While I a make no claims on anyone else’s experience, with a Master’s degree in Women’s and Gender Studies and a love for college basketball, I feel able to ask us to think about the ways that sports is implicated in our hegemonic understanding of masculinity and femininity. We, as a society, draw harsh and unforgiving lines around what is “male” and what is “female.” In this constructed grouping, it is often easier for a woman to navigate masculine territory then for a man to navigate feminine ones. This is not absolute, but it tends to maintain the gender hierarchy that is present in all aspects of our lives and foregrounds the masculine experience. As an athlete, Brittney had access to the label “tomboy” (whether or not she was called that I do not know), but it is a socially acceptable way to talk about girls and women who want to be associated with “boy” things- often including sports. For example, I don’t like ribbons and frills, I play ball like a tomboy. But there is no congruent term for men who embrace feminine traits. (Not saying embracing feminine traits is a 1:1 equivalent to knowing someone’s sexuality because gender and sexuality are different- if intertwined- concepts.) Even if they were the best ball player in the land, “momma’s boy” or “sissy” is not something embraced or praised as a way of being. Being female and a badass athlete is easier for our collective social mind to imagine than a gay, male athlete playing professional football because we often reduce the questions we ask to, “what goes on in the locker room?”
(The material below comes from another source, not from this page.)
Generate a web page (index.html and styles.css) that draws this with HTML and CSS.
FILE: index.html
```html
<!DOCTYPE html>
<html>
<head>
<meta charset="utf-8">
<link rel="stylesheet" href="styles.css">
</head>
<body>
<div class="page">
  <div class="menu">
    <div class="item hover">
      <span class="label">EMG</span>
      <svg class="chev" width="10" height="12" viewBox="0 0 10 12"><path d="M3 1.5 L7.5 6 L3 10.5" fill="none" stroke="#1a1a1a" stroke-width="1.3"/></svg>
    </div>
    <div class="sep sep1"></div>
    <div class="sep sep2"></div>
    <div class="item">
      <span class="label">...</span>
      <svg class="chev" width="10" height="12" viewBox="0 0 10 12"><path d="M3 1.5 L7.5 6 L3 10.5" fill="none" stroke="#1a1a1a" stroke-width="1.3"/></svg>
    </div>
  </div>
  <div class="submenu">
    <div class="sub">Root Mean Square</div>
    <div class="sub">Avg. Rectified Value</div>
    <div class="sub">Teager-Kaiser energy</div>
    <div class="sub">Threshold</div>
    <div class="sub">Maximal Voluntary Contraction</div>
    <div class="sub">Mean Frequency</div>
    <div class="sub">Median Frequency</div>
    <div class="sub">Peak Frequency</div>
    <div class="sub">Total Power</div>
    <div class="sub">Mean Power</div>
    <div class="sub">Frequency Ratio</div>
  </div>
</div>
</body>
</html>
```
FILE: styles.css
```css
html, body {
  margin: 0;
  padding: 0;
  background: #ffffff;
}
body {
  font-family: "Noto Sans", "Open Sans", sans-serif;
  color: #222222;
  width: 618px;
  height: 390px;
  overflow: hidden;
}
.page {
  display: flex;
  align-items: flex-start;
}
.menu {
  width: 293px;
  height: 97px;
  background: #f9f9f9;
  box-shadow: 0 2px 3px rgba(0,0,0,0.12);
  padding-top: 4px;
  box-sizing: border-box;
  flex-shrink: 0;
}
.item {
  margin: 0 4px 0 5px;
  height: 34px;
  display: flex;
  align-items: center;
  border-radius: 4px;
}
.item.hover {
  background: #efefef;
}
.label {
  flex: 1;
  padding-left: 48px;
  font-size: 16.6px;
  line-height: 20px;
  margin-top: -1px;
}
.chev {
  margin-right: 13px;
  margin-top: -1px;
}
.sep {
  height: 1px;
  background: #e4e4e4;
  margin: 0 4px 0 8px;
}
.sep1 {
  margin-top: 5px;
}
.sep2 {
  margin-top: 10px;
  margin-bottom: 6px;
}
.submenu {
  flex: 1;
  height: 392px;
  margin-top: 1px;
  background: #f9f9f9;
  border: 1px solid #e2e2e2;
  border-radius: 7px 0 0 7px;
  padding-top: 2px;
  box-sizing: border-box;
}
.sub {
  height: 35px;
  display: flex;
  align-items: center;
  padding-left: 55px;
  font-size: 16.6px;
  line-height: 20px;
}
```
Brittney might not have an answer to the question of LGBTQ, gender, and coming out in professional sports- But I want to be part of that conversation!
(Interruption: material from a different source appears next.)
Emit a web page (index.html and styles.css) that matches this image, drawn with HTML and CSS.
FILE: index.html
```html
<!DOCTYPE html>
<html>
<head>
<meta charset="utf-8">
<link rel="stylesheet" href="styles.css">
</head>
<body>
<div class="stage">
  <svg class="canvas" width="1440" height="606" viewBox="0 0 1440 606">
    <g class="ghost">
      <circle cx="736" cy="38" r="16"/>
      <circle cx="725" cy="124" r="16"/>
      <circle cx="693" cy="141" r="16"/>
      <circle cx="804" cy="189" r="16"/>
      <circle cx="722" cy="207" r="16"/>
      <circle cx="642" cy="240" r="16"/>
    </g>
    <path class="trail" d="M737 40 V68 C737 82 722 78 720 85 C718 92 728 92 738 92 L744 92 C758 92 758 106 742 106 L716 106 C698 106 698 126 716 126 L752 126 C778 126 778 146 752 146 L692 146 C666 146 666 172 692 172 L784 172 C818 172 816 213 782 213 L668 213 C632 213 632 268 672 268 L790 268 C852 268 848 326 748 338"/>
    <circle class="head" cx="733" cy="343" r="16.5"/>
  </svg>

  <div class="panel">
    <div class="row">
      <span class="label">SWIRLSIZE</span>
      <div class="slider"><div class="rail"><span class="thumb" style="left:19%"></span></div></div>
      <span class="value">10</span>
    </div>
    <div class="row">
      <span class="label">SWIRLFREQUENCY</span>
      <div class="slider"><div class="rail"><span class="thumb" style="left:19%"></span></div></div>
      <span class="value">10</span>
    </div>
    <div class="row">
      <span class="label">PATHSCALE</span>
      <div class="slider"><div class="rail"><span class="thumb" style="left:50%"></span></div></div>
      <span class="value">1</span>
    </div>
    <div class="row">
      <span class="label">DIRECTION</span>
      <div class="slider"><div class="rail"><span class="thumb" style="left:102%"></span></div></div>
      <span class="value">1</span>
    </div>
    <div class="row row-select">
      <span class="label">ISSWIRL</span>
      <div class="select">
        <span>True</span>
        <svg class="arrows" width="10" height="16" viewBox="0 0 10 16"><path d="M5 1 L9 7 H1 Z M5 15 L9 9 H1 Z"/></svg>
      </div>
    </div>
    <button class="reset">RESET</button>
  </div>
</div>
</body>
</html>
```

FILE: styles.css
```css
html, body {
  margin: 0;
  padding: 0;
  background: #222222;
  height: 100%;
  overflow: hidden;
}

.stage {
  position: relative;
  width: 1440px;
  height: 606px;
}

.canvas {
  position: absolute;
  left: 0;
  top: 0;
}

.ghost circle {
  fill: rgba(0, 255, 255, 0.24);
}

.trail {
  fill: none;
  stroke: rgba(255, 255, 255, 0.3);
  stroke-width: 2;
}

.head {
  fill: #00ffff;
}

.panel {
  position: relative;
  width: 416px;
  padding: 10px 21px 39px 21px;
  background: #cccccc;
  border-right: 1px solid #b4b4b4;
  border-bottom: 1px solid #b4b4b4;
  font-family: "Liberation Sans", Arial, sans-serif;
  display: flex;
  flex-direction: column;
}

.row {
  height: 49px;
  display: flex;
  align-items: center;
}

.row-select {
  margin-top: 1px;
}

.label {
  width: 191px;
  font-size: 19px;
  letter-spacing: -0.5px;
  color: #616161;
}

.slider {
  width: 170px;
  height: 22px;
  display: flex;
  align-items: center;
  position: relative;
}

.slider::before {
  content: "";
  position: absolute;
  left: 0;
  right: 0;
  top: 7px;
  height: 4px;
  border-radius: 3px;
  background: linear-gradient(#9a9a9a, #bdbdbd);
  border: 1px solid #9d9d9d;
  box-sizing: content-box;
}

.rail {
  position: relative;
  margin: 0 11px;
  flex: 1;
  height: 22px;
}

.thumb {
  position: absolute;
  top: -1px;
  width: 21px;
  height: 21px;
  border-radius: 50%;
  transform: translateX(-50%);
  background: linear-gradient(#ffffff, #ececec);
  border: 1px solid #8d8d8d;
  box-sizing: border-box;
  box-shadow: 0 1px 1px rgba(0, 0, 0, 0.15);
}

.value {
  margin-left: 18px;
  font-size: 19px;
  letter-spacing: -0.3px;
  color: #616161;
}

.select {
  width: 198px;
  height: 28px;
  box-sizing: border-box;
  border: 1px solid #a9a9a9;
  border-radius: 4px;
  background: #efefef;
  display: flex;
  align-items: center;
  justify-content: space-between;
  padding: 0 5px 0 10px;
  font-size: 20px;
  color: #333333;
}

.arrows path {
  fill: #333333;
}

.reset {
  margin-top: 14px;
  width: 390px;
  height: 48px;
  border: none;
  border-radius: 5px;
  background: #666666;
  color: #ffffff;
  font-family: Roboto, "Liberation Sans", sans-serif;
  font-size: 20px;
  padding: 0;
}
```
**Update- A great friend of mine reminded me that Brittney Griner played for Baylor University– (I knew that)- a private Christian university supported by the Baptist church. This is another place to continue this conversation. In an uncritical way, we often think that there is one religious voice around issues of sex, gender, and sexuality and there is not. I would be interested in talking to Brittney about being out and at Baylor- what was her experience? Where can we find other religious voices to balance the sound bites that privilege hate over love?
In my non-blogging life, I do work around gender issues, bullying, and creating a more open, inclusive world. In this work, I see how people bully each other all the time. We like to think that it is “just” kids on the play ground or in the locker room and they will grow out of it. Well, the lessons learned in youth are often learned well and those thoughts and behaviors follow us into adulthood. Those behaviors are reinforced as normal when we are kids and then we know they are acceptable as adults- until someone speaks up and says “No!” this stuff is not ok.
What am I talking about? The news of the firing of Mike Rice as head coach of the Rutgers Scarlet Knights. Last year, he was suspended and fined for throwing basketballs at players, yelling at them, and using homophobic slurs. That is not acceptable and clearly a suspension, fine, and sensitivity training are not enough (Rutgers has a history of questionable men’s basketball coaches and their decisions). It took the videotape of this abuse coming to the view of the public and an outcry about the incongruent punishment for Rutgers to fire the coach. Does every coach that yells at a player need to be fired? No, but I believe that athletics is a place that we can work to make the world a more equal place.
In the shadow of the upcoming release of 42– about Jackie Robinson breaking the color barrier in baseball, I think sports and more specifically college sports is a place to address issues around gender with our athletes. Athletics is a gendered world. Not only are players to perform as athletes, what they do in their sport often says something about what it means to be a man (or a woman) in the larger world. I am writing about men’s college basketball here, but this argument can be made about any team, of any gender, in any sport. We, who watch these sports, and those who play the sports are part of the culture that creates the sports. The game is a time for competition, but not at the expense of our humanity. On the court, I want the action to be fast, the fundamentals to be executed perfectly, and athleticism to be on display. I also want the best athletes on the court. Not the athletes, like in Jackie Robinson’s time, that were the right color and now I don’t want the athletes playing to be the ones that can outlast the coach’s wrath with the least amount of harm or the ones that fit into the “proper” understanding of what it means to be masculine in an uncritical way. Not just the athletes who can take the abuse, who are “man” enough, are the right amount of “straight” should be the ones playing the game. Those are the things I feel Mike Rice (and countless others) teach his team as they are the target of balls thrown at them and homophobic slurs hurled to imply that being gay is bad. The undertones of what it takes to be a real man is evident through anger and violence during what is shown of the Rutgers practice on the video released by ESPN. Well, to me, none of those things make you a man or an athlete, but so often that it how the sport (and thus the masculinity around the sport) was taught to the coach and what it passed on to student-athletes.
There is a WHOLE lot going on around the Rutgers incident. Was Coach Rice just trying to toughen these players up or make the team perform better under pressure (even though their record does not help that argument)? Is this a one off video by a rogue coach? I think this is a moment for a larger conversation about the kind of world we want our sports to exist within. I want sports to be hard hitting on the court. I want the players to give their all and then a little bit more. I want the athletes to play their sport in a world that sees and acknowledges this can happen without bullying, violence, anti-gay slurs, and through masculinity that is about more than anger and aggression. I am also not alone here. There are others doing this work including Hudson Taylor through his foundation Athlete Ally. He is working to make sports more inclusive of people who identify as LGBTQ.
This is a large project. It does not start and end the with firing of Mike Rice. It happens on the field, in the locker rooms, at the little league try outs, when we are watching sports with our friends, and is happening in college athletics research. Donna Duffy at UNCG is exploring how coaches play a role in gender based violence at the high school level. This issues are here, they are real, and we should take the seriously. We need to be talking about how we socialize our young athletes into their sports, how we, as adults, watch sports, and how we expect men and wormen to act within sports and in the world at large.